5.1. Introduction to Aromaticity


 Aromaticity is a property associated with the extra stability of certain types of π systems due to
the nature of the molecular orbitals. It is not restricted to substituted benzenes, 6-membered rings
or just hydrocarbons.
 The property of aromaticity is generally about a significant extra stability associated with a
resonance-delocalized structure. This extra stability moderates the reactivity of these systems
compared to alkenes and means aromatics can be considered as their own functional group.

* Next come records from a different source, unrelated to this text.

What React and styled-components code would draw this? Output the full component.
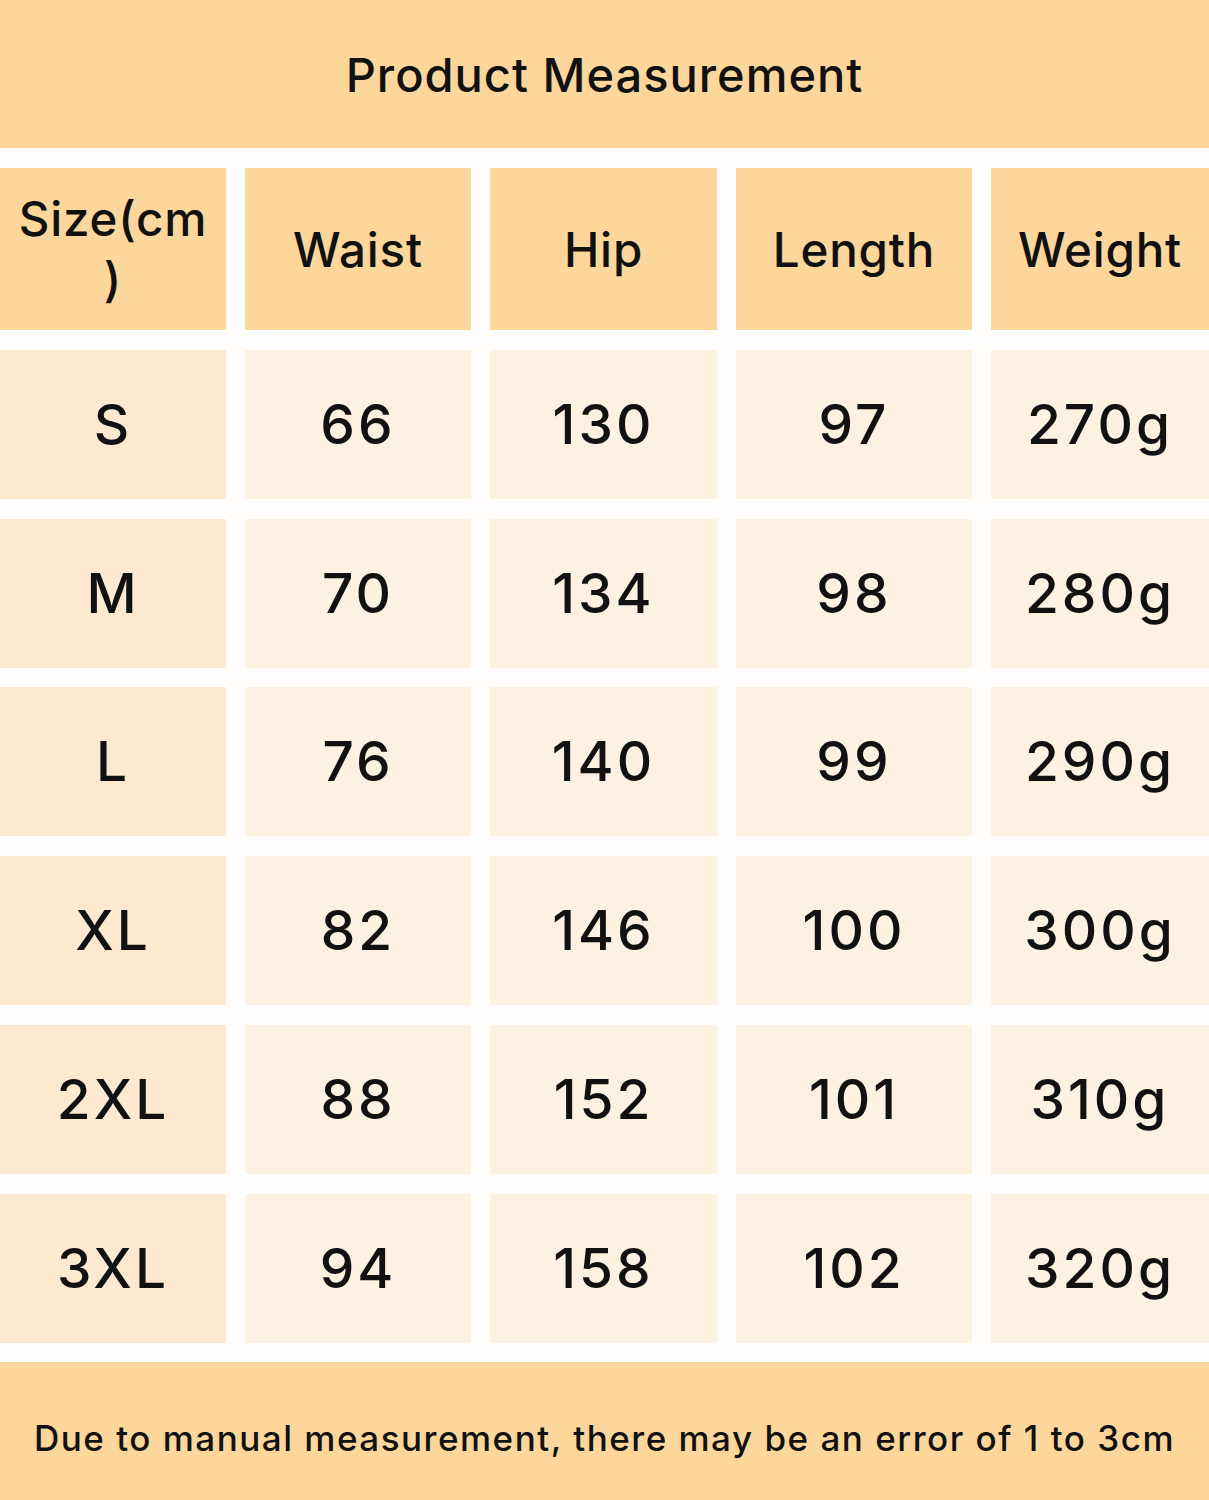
import React from "react";
import styled, { createGlobalStyle } from "styled-components";

const GlobalStyle = createGlobalStyle`
  html, body {
    margin: 0;
    padding: 0;
    background: #ffffff;
  }
  body {
    font-family: Inter, "Noto Sans", "Liberation Sans", sans-serif;
    color: #111111;
  }
`;

const Page = styled.div`
  width: 1209px;
  height: 1500px;
  display: flex;
  flex-direction: column;
  background: #fffdfb;
`;

const TitleBar = styled.div`
  height: 148px;
  background: #fdd69c;
  display: flex;
  align-items: center;
  justify-content: center;
`;

const Title = styled.h1`
  margin: 0;
  font-size: 47px;
  font-weight: 500;
  letter-spacing: 1px;
  color: #111;
`;

const Table = styled.div`
  margin-top: 20px;
  display: grid;
  grid-template-columns: 226px 226px 227px 236px 1fr;
  grid-template-rows: 162px repeat(6, 149px);
  column-gap: 19px;
  row-gap: 19.8px;
`;

const Cell = styled.div`
  background: ${(p) =>
    p.$head ? "#fdd69c" : p.$first ? "#fde9d0" : "#fdf1e2"};
  display: flex;
  align-items: center;
  justify-content: center;
  text-align: center;
  font-size: ${(p) => (p.$head ? "47.5px" : "55px")};
  font-weight: 500;
  letter-spacing: ${(p) => (p.$head ? "0.8px" : "3px")};
  line-height: 61px;
  color: #111;
`;

const Footer = styled.div`
  margin-top: 19px;
  flex: 1;
  background: #fdd69c;
  display: flex;
  align-items: center;
  justify-content: center;
  padding-top: 14px;
`;

const Note = styled.p`
  margin: 0;
  font-size: 35px;
  font-weight: 500;
  letter-spacing: 1.5px;
  color: #111;
`;

const headers = [
  <>
    Size(cm
    <br />)
  </>,
  "Waist",
  "Hip",
  "Length",
  "Weight",
];

const rows = [
  ["S", "66", "130", "97", "270g"],
  ["M", "70", "134", "98", "280g"],
  ["L", "76", "140", "99", "290g"],
  ["XL", "82", "146", "100", "300g"],
  ["2XL", "88", "152", "101", "310g"],
  ["3XL", "94", "158", "102", "320g"],
];

export default function App() {
  return (
    <>
      <GlobalStyle />
      <Page>
        <TitleBar>
          <Title>Product Measurement</Title>
        </TitleBar>
        <Table>
          {headers.map((h, i) => (
            <Cell key={i} $head>
              <span>{h}</span>
            </Cell>
          ))}
          {rows.map((r) =>
            r.map((v, i) => (
              <Cell key={r[0] + i} $first={i === 0}>
                {v}
              </Cell>
            ))
          )}
        </Table>
        <Footer>
          <Note>
            Due to manual measurement, there may be an error of 1 to 3cm
          </Note>
        </Footer>
      </Page>
    </>
  );
}
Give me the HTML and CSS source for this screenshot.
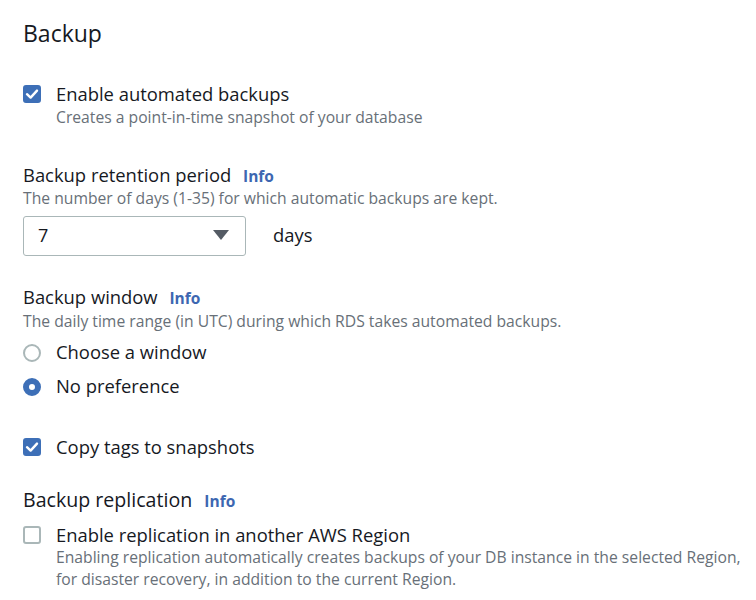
FILE: index.html
```html
<!DOCTYPE html>
<html>
<head>
<meta charset="utf-8">
<link rel="stylesheet" href="styles.css">
</head>
<body>
<div class="panel">
  <h2 class="title">Backup</h2>

  <div class="option first">
    <span class="checkbox checked"><svg viewBox="0 0 18 18" width="18" height="18"><path d="M4 9.2 L7.6 12.6 L14 5.6" fill="none" stroke="#fff" stroke-width="2.4" stroke-linecap="round" stroke-linejoin="round"/></svg></span>
    <div class="option-text">
      <div class="option-label">Enable automated backups</div>
      <div class="desc">Creates a point-in-time snapshot of your database</div>
    </div>
  </div>

  <div class="field retention">
    <div class="field-label">Backup retention period <span class="info">Info</span></div>
    <div class="desc">The number of days (1-35) for which automatic backups are kept.</div>
    <div class="select-row">
      <div class="select"><span class="select-value">7</span><span class="caret"></span></div>
      <span class="unit">days</span>
    </div>
  </div>

  <div class="field window">
    <div class="field-label">Backup window <span class="info">Info</span></div>
    <div class="desc">The daily time range (in UTC) during which RDS takes automated backups.</div>
    <div class="radios">
      <div class="radio-row"><span class="radio"></span><span class="option-label">Choose a window</span></div>
      <div class="radio-row"><span class="radio selected"></span><span class="option-label">No preference</span></div>
    </div>
  </div>

  <div class="option copy">
    <span class="checkbox checked"><svg viewBox="0 0 18 18" width="18" height="18"><path d="M4 9.2 L7.6 12.6 L14 5.6" fill="none" stroke="#fff" stroke-width="2.4" stroke-linecap="round" stroke-linejoin="round"/></svg></span>
    <div class="option-text">
      <div class="option-label">Copy tags to snapshots</div>
    </div>
  </div>

  <div class="field replication">
    <div class="field-label large">Backup replication <span class="info">Info</span></div>
    <div class="option repl-option">
      <span class="checkbox"></span>
      <div class="option-text">
        <div class="option-label">Enable replication in another AWS Region</div>
        <div class="desc">Enabling replication automatically creates backups of your DB instance in the selected Region,<br>for disaster recovery, in addition to the current Region.</div>
      </div>
    </div>
  </div>
</div>
</body>
</html>
```

FILE: styles.css
```css
html, body {
  margin: 0;
  padding: 0;
  background: #ffffff;
}
body {
  font-family: "Open Sans", "Noto Sans", "Liberation Sans", sans-serif;
  color: #16191f;
}
.panel {
  padding: 18px 0 0 23px;
}
.title {
  margin: 0;
  font-size: 23px;
  line-height: 30px;
  font-weight: 400;
}
.option {
  display: flex;
  align-items: flex-start;
}
.option.first {
  margin-top: 35px;
}
.checkbox {
  flex: none;
  width: 18px;
  height: 18px;
  box-sizing: border-box;
  border: 2px solid #aab7b8;
  border-radius: 3px;
  margin-top: 2px;
  margin-right: 15px;
  display: flex;
  align-items: center;
  justify-content: center;
  background: #fff;
}
.checkbox.checked {
  background: #3d6fb7;
  border-color: #3d6fb7;
}
.checkbox svg {
  display: block;
  flex: none;
}
.option-label {
  font-size: 18.4px;
  line-height: 22px;
}
.desc {
  font-size: 15.7px;
  line-height: 22px;
  color: #687078;
}
.option-text .desc {
  margin-top: 1px;
}
.field-label {
  font-size: 18.4px;
  line-height: 24px;
}
.field-label.large {
  font-size: 19.6px;
}
.info {
  color: #3d67b1;
  font-weight: 700;
  font-size: 15.5px;
  margin-left: 7px;
}
.field.retention {
  margin-top: 35px;
}
.retention .desc {
  margin-top: -1px;
}
.select-row {
  display: flex;
  align-items: center;
  margin-top: 8px;
}
.select {
  width: 223px;
  height: 40px;
  box-sizing: border-box;
  border: 1px solid #aab7b8;
  border-radius: 3px;
  display: flex;
  align-items: center;
  justify-content: space-between;
  padding: 0 16px 0 14px;
  margin-top: -1px;
}
.select-value {
  font-size: 18px;
  line-height: 22px;
  margin-top: -2px;
}
.caret {
  width: 0;
  height: 0;
  border-left: 8px solid transparent;
  border-right: 8px solid transparent;
  border-top: 10px solid #545b64;
  margin-top: -2px;
}
.unit {
  margin-left: 27px;
  font-size: 18.4px;
  line-height: 22px;
  margin-top: -4px;
}
.field.window {
  margin-top: 29px;
}
.radios {
  margin-top: 8px;
}
.radio-row {
  display: flex;
  align-items: center;
  height: 24px;
}
.radio-row + .radio-row {
  margin-top: 10px;
}
.radio {
  flex: none;
  width: 18px;
  height: 18px;
  box-sizing: border-box;
  border: 2px solid #aab7b8;
  border-radius: 50%;
  margin-right: 15px;
  background: #fff;
  margin-top: 2px;
}
.radio.selected {
  border: 6px solid #3d6fb7;
}
.option.copy {
  margin-top: 38px;
}
.field.replication {
  margin-top: 30px;
}
.repl-option {
  margin-top: 11px;
}
.repl-option .desc {
  margin-top: 0;
}
```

Today, chemists use the term aromatic to refer to the class of compounds that contain benzene-
like rings.
 Benzene is the simplest aromatic compound, is a flat, symmetrical molecule with the molecular
formula C6H6. It is often represented as cyclohexatriene, a six membered carbon ring with three
double bonds. Though useful, the problem with this representation is that it gives the wrong
impression about benzenes chemical reactivity and bonding. Because benzene appears to have
three double bonds, you might expect it to react with H2, Br2, HCl, and H2O and to give the same
kinds of addition products like that of alkenes. However, this expectation is wrong. Benzene and
other aromatic compounds are much less reactive than alkenes and do not normally undergo
addition reactions.
Structure:
 Benzene has a planar, cyclic, conjugated structure and has the shape of a regular hexagon. All
bond angles are 120°, all carbon atoms are sp2-hybridized, and all carbon–carbon bond lengths
are 139 pm. Alternatively, these two forms can be combined in the resonance hybrid and the π
system represented by a circle as in the Robinson structure below. The “circle” representation
must be used carefully since it does not indicate the number of π electrons in the ring.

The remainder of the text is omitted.